What the task requires: Copy each line of the data below exactly, leaving out pictures.
···
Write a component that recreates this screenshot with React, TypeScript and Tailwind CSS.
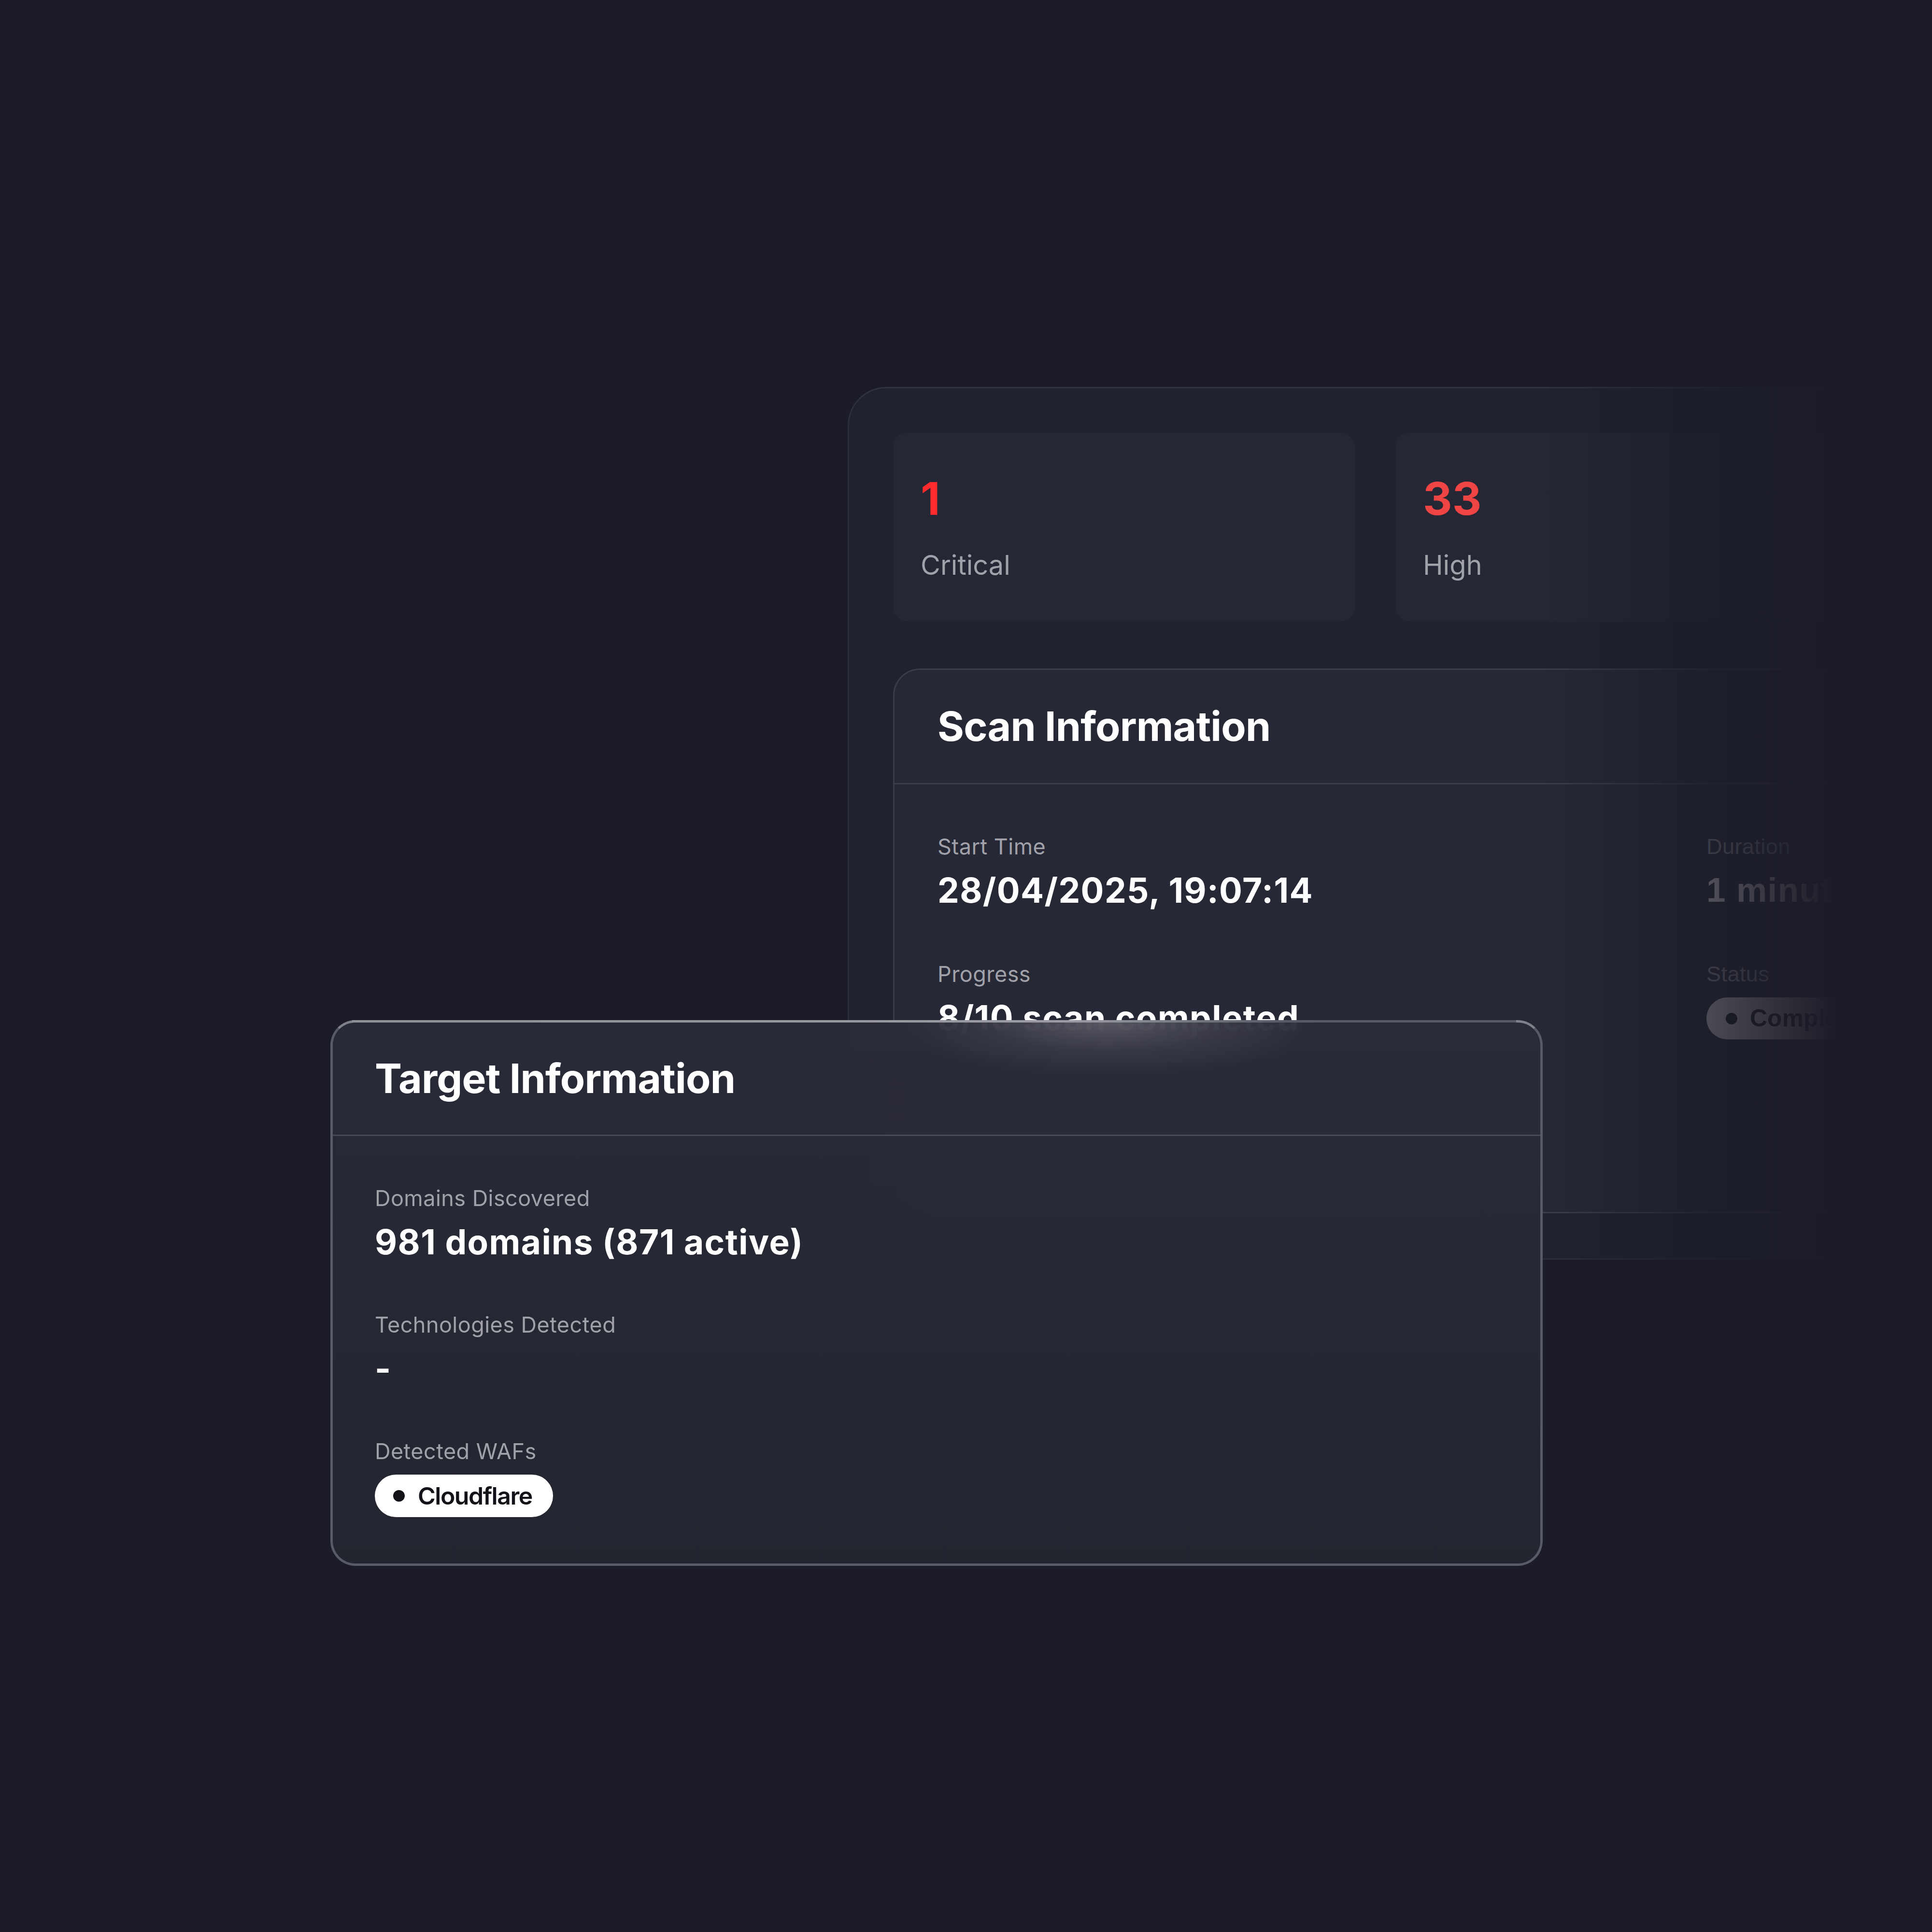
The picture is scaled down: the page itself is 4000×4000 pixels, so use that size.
function StatCard({ value, label, color }: { value: string; label: string; color: string }) {
  return (
    <div className="w-[957px] h-[391px] shrink-0 rounded-[30px] bg-[#252734] pl-[57px] pt-[89px]">
      <div className={`text-[94px] leading-[94px] font-bold ${color}`}>{value}</div>
      <div className="mt-[63px] text-[56px] leading-[56px] text-[#a1a1aa]">{label}</div>
    </div>
  );
}

function Field({ label, children }: { label: string; children: React.ReactNode }) {
  return (
    <div>
      <div className="text-[45px] leading-[56px] text-[#a1a1aa] tracking-[0.01em]">{label}</div>
      <div className="mt-[20px]">{children}</div>
    </div>
  );
}

function Value({ children }: { children: React.ReactNode }) {
  return <div className="text-[71px] leading-[84px] font-bold text-white tracking-[0.02em]">{children}</div>;
}

export default function App() {
  return (
    <div className="relative w-[4000px] h-[4000px] overflow-hidden bg-[#1b1c27] font-['Inter',sans-serif]">
      {/* back panel */}
      <div className="ml-[1755px] mt-[801px] w-[2600px] rounded-[80px] border-[3px] border-[#2c2e3a] border-t-[#30323e] bg-[#20222e] px-[91px] pt-[92px] pb-[93px]">
        <div className="flex gap-[83px]">
          <StatCard value="1" label="Critical" color="text-[#ff2a2e]" />
          <StatCard value="33" label="High" color="text-[#ef4444]" />
        </div>

        <div className="mt-[97px] w-[2300px] h-[1128px] rounded-[56px] border-[3px] border-[#3a3c48] bg-[#262836]">
          <div className="h-[237px] flex items-center px-[89px] border-b-[3px] border-[#3a3c48]">
            <h2 className="text-[84px] font-bold text-white tracking-[-0.01em]">Scan Information</h2>
          </div>
          <div className="grid grid-cols-[1592px_1fr] px-[89px] pt-[101px]">
            <div className="flex flex-col gap-[104px]">
              <Field label="Start Time">
                <Value>28/04/2025, 19:07:14</Value>
              </Field>
              <Field label="Progress">
                <Value>8/10 scan completed</Value>
              </Field>
            </div>
            <div className="flex flex-col gap-[104px] font-['Liberation_Sans',sans-serif]">
              <Field label="Duration">
                <Value>1 minute</Value>
              </Field>
              <Field label="Status">
                <div className="inline-flex items-center h-[87px] rounded-full bg-[#e4e4e7] pl-[40px] pr-[44px] gap-[26px]">
                  <span className="w-[24px] h-[24px] rounded-full bg-[#111318]" />
                  <span className="text-[50px] font-bold text-[#111318]">Completed</span>
                </div>
              </Field>
            </div>
          </div>
        </div>
      </div>

      {/* right fade */}
      <div className="absolute left-[3196px] top-[760px] w-[804px] h-[1950px] bg-[linear-gradient(to_right,rgba(27,28,39,0)_0%,rgba(27,28,39,0.77)_42%,#1b1c27_75%)]" />

      {/* front card */}
      <div className="absolute left-[684px] top-[2112px] w-[2510px] h-[1130px] rounded-[52px] border-[5px] border-[#585a65] border-t-[#80818a] bg-[linear-gradient(180deg,rgba(43,44,57,0.94),rgba(35,37,48,0.96))] backdrop-blur-3xl">
        <div className="absolute top-[-5px] left-[40px] right-[50px] h-[5px] bg-[linear-gradient(to_right,#8d8e96_0%,#9b9ca3_62%,#585a65_80%,#585a65_100%)]" />
        <div className="absolute inset-0 rounded-[48px] bg-[radial-gradient(ellipse_440px_110px_at_1600px_0px,rgba(255,255,255,0.2),rgba(255,255,255,0.06)_55%,rgba(255,255,255,0)_100%)]" />
        <div className="relative h-[235px] flex items-center px-[87px] border-b-[3px] border-[#474955]">
          <h2 className="text-[84px] font-bold text-white tracking-[-0.01em]">Target Information</h2>
        </div>
        <div className="relative flex flex-col gap-[102px] px-[87px] pt-[101px]">
          <Field label="Domains Discovered">
            <Value>981 domains (871 active)</Value>
          </Field>
          <Field label="Technologies Detected">
            <Value>-</Value>
          </Field>
          <Field label="Detected WAFs">
            <div className="inline-flex items-center h-[88px] rounded-full bg-white pl-[38px] pr-[43px] gap-[27px]">
              <span className="w-[24px] h-[24px] rounded-full bg-[#111318]" />
              <span className="text-[50px] font-semibold text-[#111318] tracking-[-0.03em]">Cloudflare</span>
            </div>
          </Field>
        </div>
      </div>
    </div>
  );
}
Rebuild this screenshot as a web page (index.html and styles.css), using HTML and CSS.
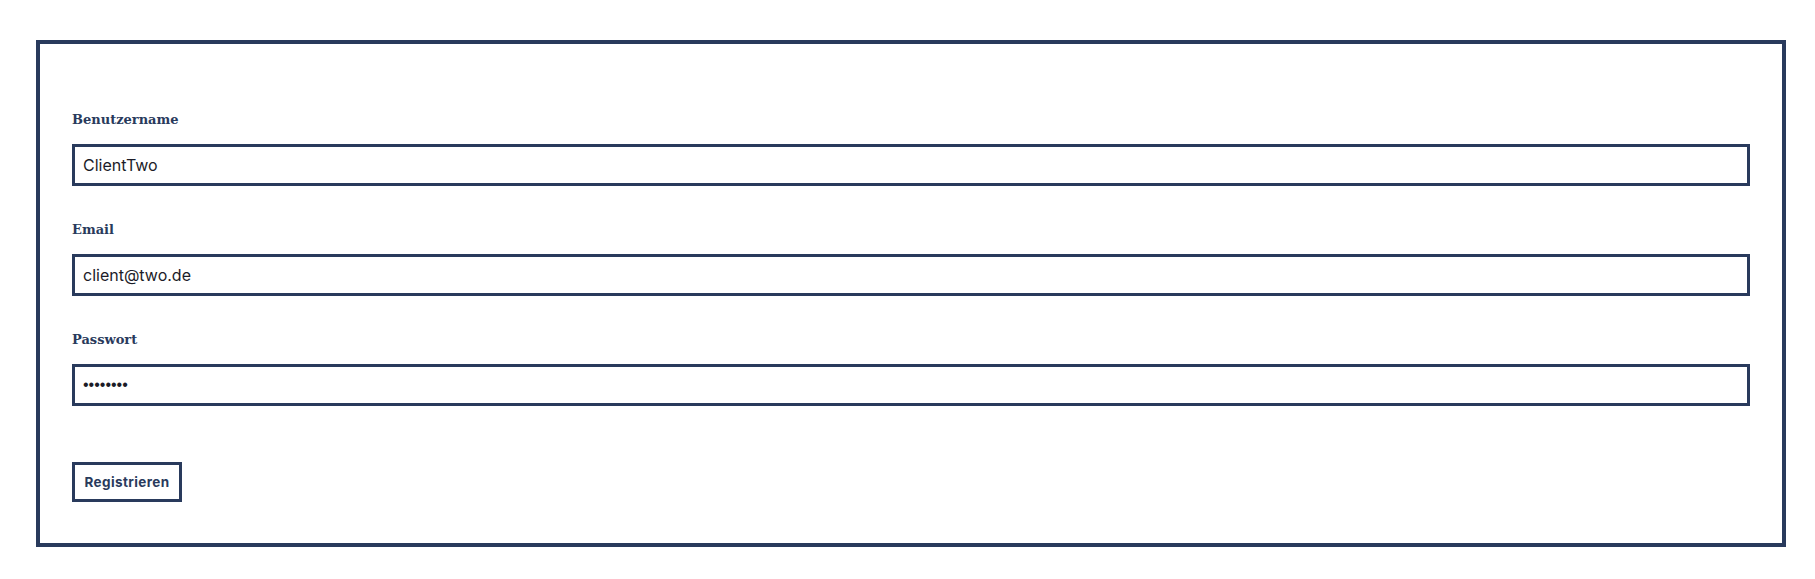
FILE: index.html
```html
<!DOCTYPE html>
<html lang="de">
<head>
<meta charset="utf-8">
<title>Registrieren</title>
<link rel="stylesheet" href="styles.css">
</head>
<body>
<form class="panel">
  <div class="field">
    <label class="label" for="u">Benutzername</label>
    <input class="input" id="u" type="text" value="ClientTwo">
  </div>
  <div class="field">
    <label class="label" for="e">Email</label>
    <input class="input" id="e" type="text" value="client@two.de">
  </div>
  <div class="field">
    <label class="label" for="p">Passwort</label>
    <input class="input input-secret" id="p" type="password" value="abcdefgh">
  </div>
  <div class="actions">
    <button class="button" type="button">Registrieren</button>
  </div>
</form>
</body>
</html>
```

FILE: styles.css
```css
html, body {
  margin: 0;
  background: #ffffff;
}
body {
  padding: 40px 29px 0 36px;
}
.panel {
  border: 4px solid #293a5c;
  padding: 66px 32px 41px 32px;
  display: flex;
  flex-direction: column;
  gap: 34px;
}
.field {
  display: flex;
  flex-direction: column;
  gap: 14px;
}
.label {
  font-family: "DejaVu Serif", serif;
  font-weight: bold;
  font-size: 13px;
  line-height: 20px;
  color: #293a5c;
}
.input {
  box-sizing: border-box;
  height: 42px;
  width: 100%;
  margin: 0;
  border: 3px solid #293a5c;
  border-radius: 0;
  padding: 0 8px;
  font-family: "Inter", "Noto Sans", sans-serif;
  font-size: 16px;
  color: #1c1c28;
  outline: none;
}
.input-secret {
  font-family: "Liberation Sans", sans-serif;
  font-size: 16px;
}
.actions {
  padding-top: 22px;
}
.button {
  box-sizing: border-box;
  width: 110px;
  height: 40px;
  border: 3px solid #293a5c;
  border-radius: 0;
  background: #ffffff;
  font-family: "Inter", "Noto Sans", sans-serif;
  font-weight: 700;
  font-size: 13.5px;
  letter-spacing: 0.4px;
  color: #293a5c;
  padding: 0;
}
```
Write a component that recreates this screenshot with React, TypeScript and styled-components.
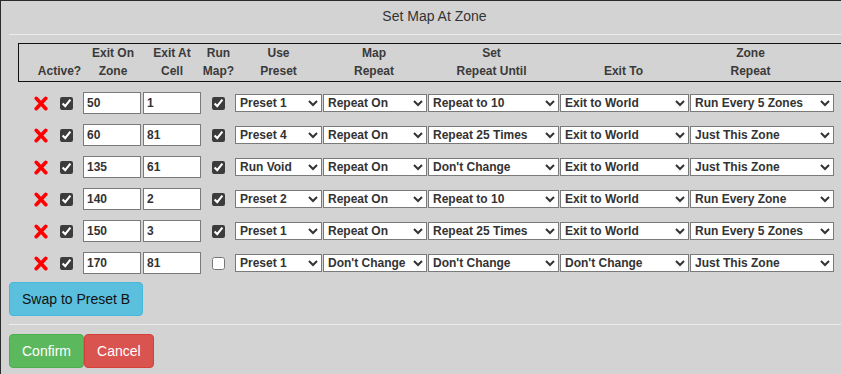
···
In response:
Write a component that recreates this screenshot with React, TypeScript and Tailwind CSS.
The picture is scaled down: the page itself is 4000×4000 pixels, so use that size.
function StatCard({ value, label, color }: { value: string; label: string; color: string }) {
  return (
    <div className="w-[957px] h-[391px] shrink-0 rounded-[30px] bg-[#252734] pl-[57px] pt-[89px]">
      <div className={`text-[94px] leading-[94px] font-bold ${color}`}>{value}</div>
      <div className="mt-[63px] text-[56px] leading-[56px] text-[#a1a1aa]">{label}</div>
    </div>
  );
}

function Field({ label, children }: { label: string; children: React.ReactNode }) {
  return (
    <div>
      <div className="text-[45px] leading-[56px] text-[#a1a1aa] tracking-[0.01em]">{label}</div>
      <div className="mt-[20px]">{children}</div>
    </div>
  );
}

function Value({ children }: { children: React.ReactNode }) {
  return <div className="text-[71px] leading-[84px] font-bold text-white tracking-[0.02em]">{children}</div>;
}

export default function App() {
  return (
    <div className="relative w-[4000px] h-[4000px] overflow-hidden bg-[#1b1c27] font-['Inter',sans-serif]">
      {/* back panel */}
      <div className="ml-[1755px] mt-[801px] w-[2600px] rounded-[80px] border-[3px] border-[#2c2e3a] border-t-[#30323e] bg-[#20222e] px-[91px] pt-[92px] pb-[93px]">
        <div className="flex gap-[83px]">
          <StatCard value="1" label="Critical" color="text-[#ff2a2e]" />
          <StatCard value="33" label="High" color="text-[#ef4444]" />
        </div>

        <div className="mt-[97px] w-[2300px] h-[1128px] rounded-[56px] border-[3px] border-[#3a3c48] bg-[#262836]">
          <div className="h-[237px] flex items-center px-[89px] border-b-[3px] border-[#3a3c48]">
            <h2 className="text-[84px] font-bold text-white tracking-[-0.01em]">Scan Information</h2>
          </div>
          <div className="grid grid-cols-[1592px_1fr] px-[89px] pt-[101px]">
            <div className="flex flex-col gap-[104px]">
              <Field label="Start Time">
                <Value>28/04/2025, 19:07:14</Value>
              </Field>
              <Field label="Progress">
                <Value>8/10 scan completed</Value>
              </Field>
            </div>
            <div className="flex flex-col gap-[104px] font-['Liberation_Sans',sans-serif]">
              <Field label="Duration">
                <Value>1 minute</Value>
              </Field>
              <Field label="Status">
                <div className="inline-flex items-center h-[87px] rounded-full bg-[#e4e4e7] pl-[40px] pr-[44px] gap-[26px]">
                  <span className="w-[24px] h-[24px] rounded-full bg-[#111318]" />
                  <span className="text-[50px] font-bold text-[#111318]">Completed</span>
                </div>
              </Field>
            </div>
          </div>
        </div>
      </div>

      {/* right fade */}
      <div className="absolute left-[3196px] top-[760px] w-[804px] h-[1950px] bg-[linear-gradient(to_right,rgba(27,28,39,0)_0%,rgba(27,28,39,0.77)_42%,#1b1c27_75%)]" />

      {/* front card */}
      <div className="absolute left-[684px] top-[2112px] w-[2510px] h-[1130px] rounded-[52px] border-[5px] border-[#585a65] border-t-[#80818a] bg-[linear-gradient(180deg,rgba(43,44,57,0.94),rgba(35,37,48,0.96))] backdrop-blur-3xl">
        <div className="absolute top-[-5px] left-[40px] right-[50px] h-[5px] bg-[linear-gradient(to_right,#8d8e96_0%,#9b9ca3_62%,#585a65_80%,#585a65_100%)]" />
        <div className="absolute inset-0 rounded-[48px] bg-[radial-gradient(ellipse_440px_110px_at_1600px_0px,rgba(255,255,255,0.2),rgba(255,255,255,0.06)_55%,rgba(255,255,255,0)_100%)]" />
        <div className="relative h-[235px] flex items-center px-[87px] border-b-[3px] border-[#474955]">
          <h2 className="text-[84px] font-bold text-white tracking-[-0.01em]">Target Information</h2>
        </div>
        <div className="relative flex flex-col gap-[102px] px-[87px] pt-[101px]">
          <Field label="Domains Discovered">
            <Value>981 domains (871 active)</Value>
          </Field>
          <Field label="Technologies Detected">
            <Value>-</Value>
          </Field>
          <Field label="Detected WAFs">
            <div className="inline-flex items-center h-[88px] rounded-full bg-white pl-[38px] pr-[43px] gap-[27px]">
              <span className="w-[24px] h-[24px] rounded-full bg-[#111318]" />
              <span className="text-[50px] font-semibold text-[#111318] tracking-[-0.03em]">Cloudflare</span>
            </div>
          </Field>
        </div>
      </div>
    </div>
  );
}
Rebuild this screenshot as a web page (index.html and styles.css), using HTML and CSS.
FILE: index.html
```html
<!DOCTYPE html>
<html lang="de">
<head>
<meta charset="utf-8">
<title>Registrieren</title>
<link rel="stylesheet" href="styles.css">
</head>
<body>
<form class="panel">
  <div class="field">
    <label class="label" for="u">Benutzername</label>
    <input class="input" id="u" type="text" value="ClientTwo">
  </div>
  <div class="field">
    <label class="label" for="e">Email</label>
    <input class="input" id="e" type="text" value="client@two.de">
  </div>
  <div class="field">
    <label class="label" for="p">Passwort</label>
    <input class="input input-secret" id="p" type="password" value="abcdefgh">
  </div>
  <div class="actions">
    <button class="button" type="button">Registrieren</button>
  </div>
</form>
</body>
</html>
```

FILE: styles.css
```css
html, body {
  margin: 0;
  background: #ffffff;
}
body {
  padding: 40px 29px 0 36px;
}
.panel {
  border: 4px solid #293a5c;
  padding: 66px 32px 41px 32px;
  display: flex;
  flex-direction: column;
  gap: 34px;
}
.field {
  display: flex;
  flex-direction: column;
  gap: 14px;
}
.label {
  font-family: "DejaVu Serif", serif;
  font-weight: bold;
  font-size: 13px;
  line-height: 20px;
  color: #293a5c;
}
.input {
  box-sizing: border-box;
  height: 42px;
  width: 100%;
  margin: 0;
  border: 3px solid #293a5c;
  border-radius: 0;
  padding: 0 8px;
  font-family: "Inter", "Noto Sans", sans-serif;
  font-size: 16px;
  color: #1c1c28;
  outline: none;
}
.input-secret {
  font-family: "Liberation Sans", sans-serif;
  font-size: 16px;
}
.actions {
  padding-top: 22px;
}
.button {
  box-sizing: border-box;
  width: 110px;
  height: 40px;
  border: 3px solid #293a5c;
  border-radius: 0;
  background: #ffffff;
  font-family: "Inter", "Noto Sans", sans-serif;
  font-weight: 700;
  font-size: 13.5px;
  letter-spacing: 0.4px;
  color: #293a5c;
  padding: 0;
}
```
Write a component that recreates this screenshot with React, TypeScript and styled-components.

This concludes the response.